However, only one of the two kernels has control on the physical hardware, where the other is provided only with virtual hardware abstraction. From this point on in the paper I'll refer to these two kernels as the host operating system, and the guest Linux VM respectively. The host can be every OS kernel that exports basic primitives that provide the Cooperative Linux portable driver to run in CPL0 mode (ring 0) and allocate memory. The special CPL0 approach in Cooperative Linux makes it significantly different than traditional virtualization solutions such as VMware, plex86, Virtual PC, and other methods such as Xen. All of these approaches work by running the guest OS in a less privileged mode than of the host kernel. This approach allowed for the extensive simplification of Cooperative Linux's design and its short earlybeta development cycle which lasted only one month, starting from scratch by modifying the vanilla Linux 2.4.23-pre9 release until reaching to the point where KDE could run.
The only downsides to the CPL0 approach is stability and security. If it's unstable, it has the potential to crash the system. However, measures can be taken, such as cleanly shutting it down on the first internal Oops or panic. Another disadvantage is security. Acquiring root user access on a Cooperative Linux machine can potentially lead to root on the host machine if the attacker loads specially crafted kernel module or uses some very elaborated exploit in case which the Cooperative Linux kernel was compiled without module support.
One Most of the changes in the Cooperative Linux patch are on the i386 tree-the only supported architecture for Cooperative at the time of this writing. The other changes are mostly additions of virtual drivers: cobd (block device), conet (network), and cocon (console). Most of the changes in the i386 tree involve the initialization and setup code. It is a goal of the Cooperative Linux kernel design to remain as close as possible to the standalone i386 kernel, so all changes are localized and minimized as much as possible.
2. USES
Cooperative Linux in its current early state can already provide some of the uses that User Mode Linux[1] provides, such as virtual hosting, kernel development environment, research, and testing of new distributions or buggy software. It also enabled new uses:
Relatively effortless migration path from Windows.
In the process of switching to another OS, there is the choice between installing another computer, dualbooting, or using a virtualization software. The first option costs money, the second is tiresome in terms of operation, but the third can be the most quick and easy method-especially if it's free. This is where Cooperative Linux comes in. It is already used in workplaces to convert Windows users to Linux.
Adding Windows machines to Linux clusters.

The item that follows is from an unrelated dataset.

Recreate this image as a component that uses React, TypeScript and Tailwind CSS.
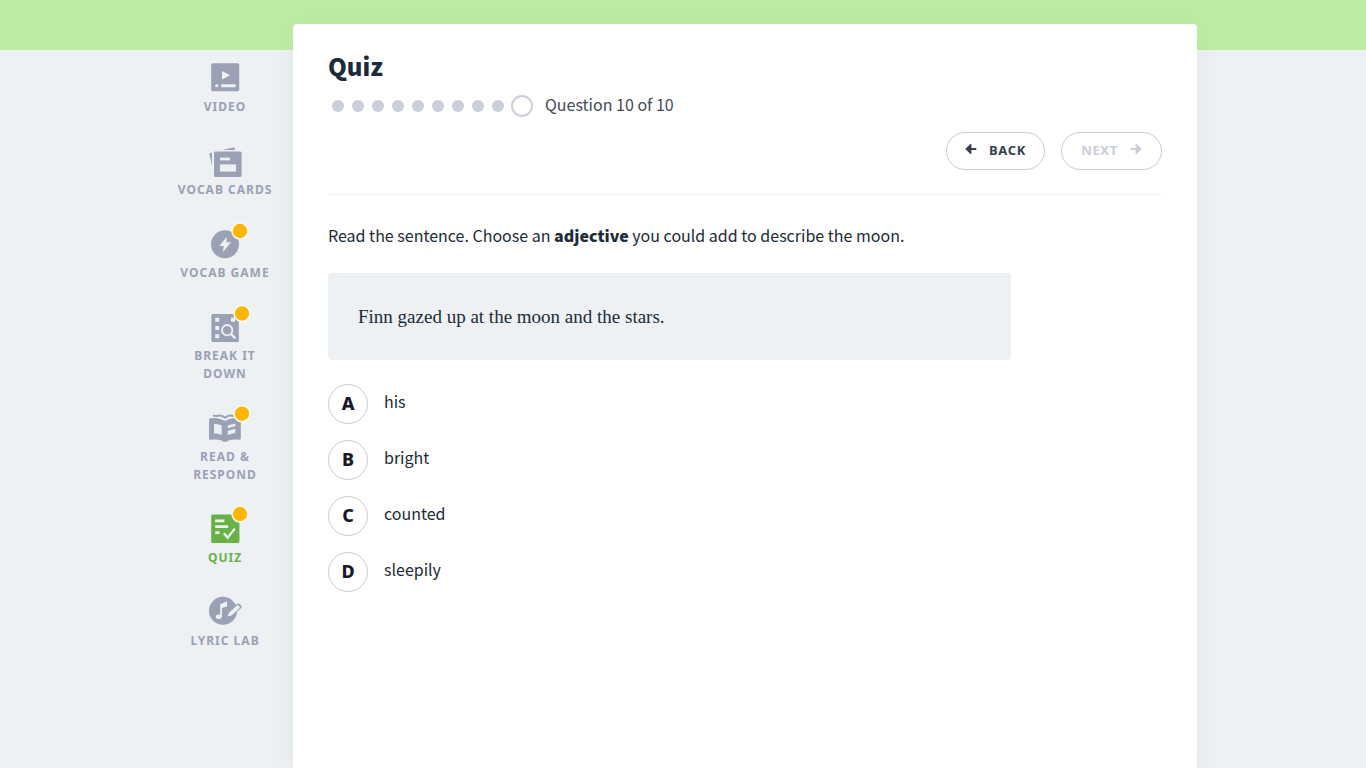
import type { ReactNode } from "react";

const SANS = "font-['Noto_Sans_CJK_SC','Noto_Sans',sans-serif]";

function Badge({ x, y }: { x: number; y: number }) {
  return <circle cx={x} cy={y} r="8" fill="#ffb600" stroke="#f8fafb" strokeWidth="1.6" />;
}

function VideoIcon() {
  return (
    <>
      <rect x="6.2" y="5.3" width="28" height="28" rx="1.5" fill="currentColor" />
      <path d="M17 13l8.2 4.3L17 21.6z" fill="#edf1f4" />
      <circle cx="11.8" cy="27.7" r="1.6" fill="#edf1f4" />
      <rect x="16" y="26.2" width="14.8" height="3" rx="1" fill="#edf1f4" />
    </>
  );
}

function CardsIcon() {
  return (
    <>
      <path d="M17.3 9L29.3 6.2l.8 2.8zM4.3 12.2L7 11.5V25z" fill="currentColor" />
      <rect x="9" y="10.6" width="27.6" height="25.4" rx="1.5" fill="currentColor" />
      <rect x="15" y="16.6" width="10" height="2.8" fill="#edf1f4" />
      <rect x="15" y="23.4" width="16" height="7.2" fill="#edf1f4" />
    </>
  );
}

function GameIcon() {
  return (
    <>
      <circle cx="20" cy="20.3" r="14" fill="currentColor" />
      <path d="M21.8 12.8L14.3 22h4.5l-.9 6.2L26 18.2h-4.6z" fill="#edf1f4" />
      <Badge x={35} y={7} />
    </>
  );
}

function BreakIcon() {
  return (
    <>
      <rect x="6.4" y="7" width="27.4" height="28" rx="1.5" fill="currentColor" />
      <path d="M10.2 10.7h4v4h-4zM10.2 19h4v4h-4zM10.2 27.3h4v4h-4zM26 10.7h4v4h-4z" fill="#edf1f4" />
      <circle cx="22.2" cy="23.2" r="5.2" fill="none" stroke="#edf1f4" strokeWidth="1.8" />
      <path d="M26 27l4.4 4.4" stroke="#edf1f4" strokeWidth="2.2" />
      <Badge x={37} y={6.5} />
    </>
  );
}

function ReadIcon() {
  return (
    <>
      <path d="M8 7.4q2 1.2 5 .3q3-.8 7 2q4-2.800 7-2q3 .9 5-.3" fill="none" stroke="currentColor" strokeWidth="2" />
      <path
        d="M5.5 10.3q8-1.2 14.5 2.7q6-3.900 14.300-2.700q1.500.2 1.500 1.700v18.200q0 1.500-1.500 1.500q-7.300-.4-11 .8q-1 1.400-3.300 1.400t-3.300-1.400q-4-1.200-11.200-.8Q4 31.700 4 30.200V12q0-1.500 1.500-1.700z"
        fill="currentColor"
      />
      <path d="M9 15.8q4 .1 7.700 1.800v9.300q-3.700-1.600-7.700-1.700z" fill="#edf1f4" />
      <path d="M22.8 17.6q3.5-1.600 7.500-1.900v2.600q-3.800.5-7.500 2zM22.800 23q3.500-1.500 7.500-2v3.900q-4 .4-7.500 2z" fill="#edf1f4" />
      <Badge x={37} y={5.7} />
    </>
  );
}

function QuizIcon() {
  return (
    <>
      <rect x="6.2" y="5.4" width="28.2" height="28.6" rx="1.5" fill="currentColor" />
      <path d="M10.2 10.6h9.2v2.6h-9.2zM10.2 16.3h13v2.7h-13zM10.2 22.3h4.3v2.7h-4.3z" fill="#edf1f4" />
      <path d="M18.8 24.2l3.8 4.4 7.2-9" fill="none" stroke="#edf1f4" strokeWidth="2.3" />
      <Badge x={35} y={5} />
    </>
  );
}

function LyricIcon() {
  return (
    <>
      <circle cx="18" cy="18.8" r="14" fill="currentColor" />
      <ellipse cx="13.7" cy="24.7" rx="2.9" ry="2.3" fill="#edf1f4" />
      <path d="M15.2 25V12.3l6.8-3v5.2l-5 1.5v9z" fill="#edf1f4" />
      <path d="M24.5 22.5L33.3 14.7" stroke="currentColor" strokeWidth="6" strokeLinecap="round" />
      <path d="M22.2 24.4l2-4 7.2-6.5q1.700-1.100 2.800 0t.2 2.700l-7.600 6.700z" fill="#edf1f4" />
    </>
  );
}

const activities: { label: string; icon: ReactNode; active?: boolean }[] = [
  { label: "Video", icon: <VideoIcon /> },
  { label: "Vocab Cards", icon: <CardsIcon /> },
  { label: "Vocab Game", icon: <GameIcon /> },
  { label: "Break It Down", icon: <BreakIcon /> },
  { label: "Read & Respond", icon: <ReadIcon /> },
  { label: "Quiz", icon: <QuizIcon />, active: true },
  { label: "Lyric Lab", icon: <LyricIcon /> },
];

const answers = [
  { letter: "A", text: "his" },
  { letter: "B", text: "bright" },
  { letter: "C", text: "counted" },
  { letter: "D", text: "sleepily" },
];

function Sidebar() {
  return (
    <nav className="w-28 shrink-0 pt-[58px]">
      <ul className="flex flex-col gap-[25px]">
        {activities.map((item) => (
          <li key={item.label}>
            <a
              href="#"
              className={`flex flex-col items-center ${item.active ? "text-[#66b245]" : "text-[#9aa1b5]"}`}
            >
              <svg viewBox="0 0 40 40" className="size-10 overflow-visible" aria-hidden="true">
                {item.icon}
              </svg>
              <span className="px-1 text-center font-['Noto_Sans',sans-serif] text-[12px] leading-[18px] font-bold tracking-[1px] uppercase">
                {item.label}
              </span>
            </a>
          </li>
        ))}
      </ul>
    </nav>
  );
}

function Progress() {
  return (
    <div className="mt-3 flex items-center">
      <div className="flex items-center gap-2 pl-1">
        {Array.from({ length: 9 }, (_, i) => (
          <span key={i} className="size-3 rounded-full bg-[#cbcfd9]" />
        ))}
        <span className="-ml-px size-[22px] rounded-full border-2 border-[#cbcfd9]" />
      </div>
      <p className="ml-3 pb-1 text-base leading-5 text-[#434a59]">Question 10 of 10</p>
    </div>
  );
}

function Arrow({ flip }: { flip?: boolean }) {
  return (
    <svg viewBox="0 0 12 10" className={`mb-1 h-[10px] w-3 ${flip ? "rotate-180" : ""}`} aria-hidden="true">
      <path d="M5.5 1.2L1.5 5l4 3.8zM2 5h9.3" fill="currentColor" stroke="currentColor" strokeWidth="1.8" />
    </svg>
  );
}

export default function App() {
  return (
    <div className={`min-h-screen bg-[linear-gradient(#beeda6_50px,#edf1f4_50px)] text-[#1c2b39] ${SANS}`}>
      <div className="mx-auto flex min-h-screen max-w-[1028px] gap-3">
        <Sidebar />
        <main className="mt-6 min-w-0 flex-1 rounded-t bg-white px-[35px] pt-[26px] shadow-[0_0_30px_rgba(30,50,70,0.06)]">
          <h1 className="text-2xl leading-8 font-black">Quiz</h1>
          <Progress />

          <div className="mt-[14px] flex justify-end gap-4 border-b border-[#edeff2] pb-6 font-['Noto_Sans',sans-serif] text-[13px] font-bold tracking-wider">
            <button className="flex h-[38px] w-[99px] items-center justify-center gap-3 rounded-full border border-[#cbcbd9] text-[#38404f]">
              <Arrow />
              BACK
            </button>
            <button disabled className="flex h-[38px] w-[101px] items-center justify-center gap-3 rounded-full border border-[#cbcbd9] text-[#c9ced8]">
              NEXT
              <Arrow flip />
            </button>
          </div>

          <p className="mt-[26px] text-base leading-7">
            Read the sentence. Choose an <strong className="font-black">adjective</strong> you could add to describe the moon.
          </p>
          <blockquote className="mt-6 max-w-[683px] rounded-sm bg-[#edf1f4] px-[30px] py-[30px] font-['Liberation_Serif',serif] text-[19px] leading-[27px]">
            Finn gazed up at the moon and the stars.
          </blockquote>

          <ul className="mt-6 flex flex-col gap-4">
            {answers.map((answer) => (
              <li key={answer.letter}>
                <button className="flex items-center gap-4 text-left">
                  <span className="flex size-10 items-center justify-center rounded-full border border-[#cbcbd9] pb-0.5 font-['Noto_Sans',sans-serif] text-lg leading-6 font-extrabold text-[#191828]">
                    {answer.letter}
                  </span>
                  <span className="pb-1.5 text-base leading-6">{answer.text}</span>
                </button>
              </li>
            ))}
          </ul>
        </main>
      </div>
    </div>
  );
}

The Cooperative Linux patch is minimal and can be easily combined with others such as the MOSIX or Open-MOSIX patches that add clustering capabilities to the kernel. This work in progress allows to addWindows machines to super-computer clusters, where one illustration could tell about a secretary workstation computer that runs Cooperative Linux as a screen saver-when the secretary goes home at the end of the day and leaves the computer unattended, the office's cluster gets more CPU cycles for free.
Running an otherwise-dual-booted Linux system from the other OS.
The Windows port of Cooperative Linux allows it to mount real disk partitions as block devices. Numerous people are using this in order to access, rescue, or just run their Linux system from their ext3 or reiserfs file systems.
Using Linux as a Windows firewall on the same machine.
As a likely competitor to other out-of-the-box Windows firewalls, iptables along with a stripped-down Cooperative Linux system can potentially serve as a network firewall.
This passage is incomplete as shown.